Federal and State Rules on Hidden Fees

A growing body of law now addresses what fees sections must look like at the point of sale, not just in financial disclosures. The FTC’s Rule on Unfair or Deceptive Fees, which took effect on May 12, 2025, prohibits bait-and-switch pricing in the live-event ticketing and short-term lodging industries. Businesses must disclose the total price, inclusive of all mandatory charges, clearly and conspicuously whenever they advertise or display a price.

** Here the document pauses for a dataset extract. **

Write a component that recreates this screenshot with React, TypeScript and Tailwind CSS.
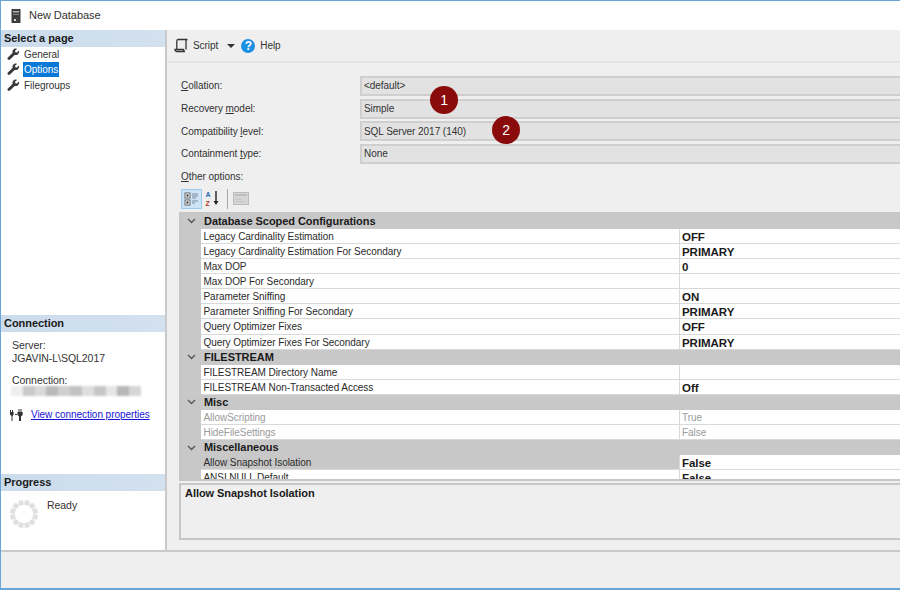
const font = "font-['Liberation_Sans',Arial,sans-serif]";

function Wrench() {
  return (
    <svg width="13" height="13" viewBox="0 0 13 13" className="shrink-0">
      <path d="M12 2.600 9.900 4.600 8.400 4.200 8 2.800 10 .9C8.600.3 7 .7 6.200 1.700 5.400 2.600 5.300 3.800 5.700 4.800L.9 9.400C.3 10 .3 10.900.9 11.500 1.500 12.100 2.400 12.100 3 11.500L7.700 6.900C8.800 7.300 10.100 7.100 11 6.200 12 5.300 12.400 3.900 12 2.600Z" fill="#3a3a3a" />
    </svg>
  );
}

function ServerIcon() {
  return (
    <svg width="10" height="14" viewBox="0 0 10 14">
      <rect x="0.500" y="0" width="9" height="14" rx="0.500" fill="#3c3c3c" />
      <rect x="2" y="2" width="6" height="1.500" fill="#b5b5b5" />
      <rect x="2" y="5" width="6" height="1" fill="#8a8a8a" />
      <rect x="3" y="10" width="2" height="2" fill="#d8d8d8" />
    </svg>
  );
}

function ScriptIcon() {
  return (
    <svg width="15" height="15" viewBox="0 0 15 15" fill="none" stroke="#333" strokeWidth="1.300">
      <path d="M4 1.500h9.500c-1 0-1.500.8-1.500 2v8" />
      <path d="M4 1.500c-1 0-1.200 1-1.200 2v8" />
      <path d="M1 11.500h8.500c0 1.200.6 2 1.500 2H2.500c-1 0-1.500-.8-1.500-2Z" />
    </svg>
  );
}

function HelpIcon() {
  return (
    <span className="flex h-[14px] w-[14px] items-center justify-center rounded-full bg-[#1c8fe3] text-[12px] font-bold leading-none text-white">
      ?
    </span>
  );
}

function PlugIcon() {
  return (
    <svg width="14" height="12" viewBox="0 0 14 12" fill="#333">
      <path d="M0 1h1v2h1V1h1v2h.6v2.500L2.500 7v5h-1V7L0 5.500Z" />
      <path d="M8.500 0h1v3h1V0h1v3h1.200v3l-1.700 1.500V12h-2V7.500L7.500 6V3h1Z" />
      <path d="M5 5h2v1H5Z" />
    </svg>
  );
}

function Spinner() {
  const dots = Array.from({ length: 12 }, (_, i) => (i * 360) / 12);
  return (
    <svg width="30" height="30" viewBox="0 0 30 30">
      {dots.map((a) => (
        <rect key={a} x="12.500" y="1" width="5" height="5" rx="0.800" fill="#e0e0e0" transform={`rotate(${a + 15} 15 15)`} />
      ))}
    </svg>
  );
}

function CategorizedIcon() {
  return (
    <svg width="16" height="16" viewBox="0 0 16 16">
      <rect x="1" y="2" width="5" height="5" fill="#fff" stroke="#666" />
      <rect x="2.500" y="3.500" width="2" height="2" fill="#222" />
      <rect x="1" y="9" width="5" height="5" fill="#fff" stroke="#666" />
      <rect x="2.500" y="10.500" width="2" height="2" fill="#222" />
      <path d="M8 3h6M8 5h6M8 7h4M8 10h6M8 12h3" stroke="#7a8a9a" strokeWidth="1" />
    </svg>
  );
}

function SortIcon() {
  return (
    <svg width="17" height="17" viewBox="0 0 17 17">
      <text x="0.500" y="7" fontSize="7" fontWeight="700" fill="#2b6cb8" fontFamily="Liberation Sans">A</text>
      <text x="0.500" y="16" fontSize="7" fontWeight="700" fill="#b03a2e" fontFamily="Liberation Sans">Z</text>
      <path d="M11 1v12" stroke="#222" strokeWidth="1.400" />
      <path d="M8.500 11 11 15l2.500-4Z" fill="#222" />
    </svg>
  );
}

function PagesIcon() {
  return (
    <svg width="16" height="15" viewBox="0 0 16 15">
      <rect x="0.500" y="1.500" width="15" height="12" fill="#d6d6d6" stroke="#bcbcbc" />
      <rect x="2" y="3" width="12" height="2" fill="#bdbdbd" />
      <path d="M3 8h6M3 10.500h9" stroke="#c2c2c2" />
    </svg>
  );
}

function Chevron() {
  return (
    <svg width="9" height="6" viewBox="0 0 9 6" fill="none" stroke="#555" strokeWidth="1.300">
      <path d="M1 1l3.500 3.500L8 1" />
    </svg>
  );
}

function SectionHead({ title }: { title: string }) {
  return (
    <div className="h-[17px] bg-[linear-gradient(90deg,#cbdcec,#d3e1ef)] pl-[3px] text-[11px] font-bold leading-[17px] text-[#1b1b1b]">
      {title}
    </div>
  );
}

function Field({ label, value }: { label: React.ReactNode; value: string }) {
  return (
    <div className="flex h-[22.700px] items-center">
      <div className="w-[179px] shrink-0 text-[#333]">{label}</div>
      <div className="flex h-[20px] flex-1 items-center border-2 border-r-0 border-[#cfcfcf] bg-[#e2e2e2] pl-[2px] text-[#333]">
        {value}
      </div>
    </div>
  );
}

type Row = { name: string; value?: string; muted?: boolean; selected?: boolean };
type Group = { title: string; rows: Row[] };

const groups: Group[] = [
  {
    title: "Database Scoped Configurations",
    rows: [
      { name: "Legacy Cardinality Estimation", value: "OFF" },
      { name: "Legacy Cardinality Estimation For Secondary", value: "PRIMARY" },
      { name: "Max DOP", value: "0" },
      { name: "Max DOP For Secondary" },
      { name: "Parameter Sniffing", value: "ON" },
      { name: "Parameter Sniffing For Secondary", value: "PRIMARY" },
      { name: "Query Optimizer Fixes", value: "OFF" },
      { name: "Query Optimizer Fixes For Secondary", value: "PRIMARY" },
    ],
  },
  {
    title: "FILESTREAM",
    rows: [
      { name: "FILESTREAM Directory Name" },
      { name: "FILESTREAM Non-Transacted Access", value: "Off" },
    ],
  },
  {
    title: "Misc",
    rows: [
      { name: "AllowScripting", value: "True", muted: true },
      { name: "HideFileSettings", value: "False", muted: true },
    ],
  },
  {
    title: "Miscellaneous",
    rows: [
      { name: "Allow Snapshot Isolation", value: "False", selected: true },
      { name: "ANSI NULL Default", value: "False" },
    ],
  },
];

function Blurred() {
  const shades = ["#eeeeee", "#c9c9c9", "#d9d9d9", "#b9b9b9", "#cfcfcf", "#c2c2c2", "#dedede", "#c6c6c6", "#e6e6e6", "#b7b7b7", "#d6d6d6"];
  return (
    <div className="ml-[10px] flex h-[10px] w-[130px] blur-[1px]">
      {shades.map((c, i) => (
        <div key={i} className="flex-1" style={{ backgroundColor: c }} />
      ))}
    </div>
  );
}

export default function App() {
  return (
    <div className={`relative flex h-[590px] w-[900px] flex-col overflow-hidden border-b-2 border-l border-t border-[#6aa5d8] bg-[#efefef] text-[10px] tracking-[-0.050px] ${font}`}>
      <div className="flex h-[29px] shrink-0 items-center gap-[8px] bg-white pl-[10px] text-[11px] text-[#333]">
        <ServerIcon />
        <span>New Database</span>
      </div>

      <div className="flex h-[522px] shrink-0 border-b-2 border-[#c9c9c9]">
        <aside className="flex w-[166px] shrink-0 flex-col border-r-2 border-[#c9c9c9] bg-white">
          <SectionHead title="Select a page" />
          <div className="flex flex-col gap-[0.700px] pl-[6px] pt-[0.500px] text-[#333]">
            <div className="flex h-[14.500px] items-center gap-[3px]"><Wrench /><span className="px-[1px]">General</span></div>
            <div className="flex h-[14.500px] items-center gap-[3px]"><Wrench /><span className="bg-[#0a78d7] px-[1px] text-white">Options</span></div>
            <div className="flex h-[14.500px] items-center gap-[3px]"><Wrench /><span className="px-[1px]">Filegroups</span></div>
          </div>

          <div className="mt-[223px]"><SectionHead title="Connection" /></div>
          <div className="pl-[11px] pt-[7px] text-[10.500px] leading-[13px] text-[#333]">
            <div>Server:</div>
            <div>JGAVIN-L\SQL2017</div>
            <div className="mt-[9px]">Connection:</div>
          </div>
          <div className="-mt-[1px]"><Blurred /></div>
          <div className="mt-[11px] flex items-center gap-[7px] pl-[9px]">
            <PlugIcon />
            <span className="text-[#1414d8] underline">View connection properties</span>
          </div>

          <div className="mt-[52px]"><SectionHead title="Progress" /></div>
          <div className="flex pl-[8px] pt-[7px] text-[#333]">
            <span className="mt-[1px]"><Spinner /></span>
            <span className="ml-[8px] text-[10.500px]">Ready</span>
          </div>
        </aside>

        <main className="flex min-w-0 flex-1 flex-col">
          <div className="flex h-[33px] shrink-0 items-center border-b-2 border-[#e4e4e4] pl-[7px] text-[#333]">
            <ScriptIcon />
            <span className="ml-[4px]">Script</span>
            <span className="ml-[9px] h-0 w-0 border-x-[4px] border-t-[4px] border-x-transparent border-t-[#333]" />
            <span className="ml-[6px]"><HelpIcon /></span>
            <span className="ml-[5px]">Help</span>
          </div>

          <div className="flex min-h-0 flex-1 flex-col pl-[12px] pt-[11.500px]">
            <div className="flex flex-col pl-[2px]">
              <Field label={<><u>C</u>ollation:</>} value="<default>" />
              <Field label={<>Recovery <u>m</u>odel:</>} value="Simple" />
              <Field label={<>Compatibility <u>l</u>evel:</>} value="SQL Server 2017 (140)" />
              <Field label={<>Containment <u>t</u>ype:</>} value="None" />
            </div>
            <div className="mt-[4.500px] h-[13px] pl-[2px] leading-[13px] text-[#333]"><u>O</u>ther options:</div>

            <div className="mt-[5px] flex h-[22px] items-center gap-[3px] pl-[2px]">
              <span className="flex h-[20px] w-[21px] items-center justify-center border border-[#9ccbee] bg-[#cde4f7]"><CategorizedIcon /></span>
              <SortIcon />
              <span className="ml-[2px] h-[20px] w-px bg-[#a8a8a8]" />
              <span className="ml-[2px]"><PagesIcon /></span>
            </div>

            <div className="mt-[2px] h-[269px] overflow-hidden border-2 border-r-0 border-[#c6c6c6] bg-[#c8c8c8]">
              {groups.map((g) => (
                <div key={g.title}>
                  <div className="flex h-[15.100px] items-center">
                    <span className="flex w-[20px] justify-center"><Chevron /></span>
                    <span className="pl-[3px] text-[11px] font-bold leading-none text-[#1a1a1a]">{g.title}</span>
                  </div>
                  {g.rows.map((r) => (
                    <div key={r.name} className="ml-[20px] flex h-[15.100px] border-b border-[#d9d9d9]">
                      <div className={`w-[478px] shrink-0 truncate pl-[2.500px] leading-[16px] ${r.selected ? "bg-[#c8c8c8]" : "bg-white"} ${r.muted ? "text-[#9a9a9a]" : "text-[#2a2a2a]"}`}>
                        {r.name}
                      </div>
                      <div className={`flex-1 border-l border-[#d9d9d9] bg-white pl-[2px] ${r.muted ? "leading-[16px] text-[#9a9a9a]" : "text-[11.500px] font-bold leading-[16px] text-[#1a1a1a]"}`}>
                        {r.value}
                      </div>
                    </div>
                  ))}
                </div>
              ))}
            </div>

            <div className="mt-[2px] h-[57px] border-2 border-r-0 border-[#c6c6c6] pl-[4px] text-[11px] font-bold text-[#1a1a1a]">
              Allow Snapshot Isolation
            </div>
          </div>
        </main>
      </div>

      <span className="absolute left-[429px] top-[85px] flex h-[28px] w-[28px] items-center justify-center rounded-full bg-[#8a0b0b] text-[14px] text-white">1</span>
      <span className="absolute left-[491px] top-[115px] flex h-[28px] w-[28px] items-center justify-center rounded-full bg-[#8a0b0b] text-[14px] text-white">2</span>
    </div>
  );
}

The rule does not ban specific fees but requires transparency about the full cost.27FTC. FTC Rule on Unfair or Deceptive Fees Takes Effect May 12, 2025 Violations can result in orders to provide refunds and pay civil penalties.28FTC. Rule on Unfair or Deceptive Fees – FAQs

At the state level, California’s Honest Pricing Law (SB 478), effective July 1, 2024, requires businesses to include all mandatory fees in the advertised price for consumer goods and services, excluding only government-imposed taxes and reasonable shipping costs. “Drip pricing,” where mandatory charges are added during checkout, is prohibited.29California Attorney General. Hidden Fees Minnesota has a similar broad statute already in effect, and Massachusetts has adopted regulations requiring total-price disclosure effective September 2, 2025. Virginia passed legislation requiring upfront total-price advertising, effective July 1, 2025. Several other states, including Colorado, Illinois, Hawaii, and Oregon, have introduced similar bills.30Kelley Drye. Junk Fee Legislative Roundup – 2025 Edition

The practical effect of these rules is that the fees section of a receipt, booking confirmation, or online checkout should increasingly match the price the consumer first saw. Where it doesn’t, federal and state enforcement agencies have new tools to act.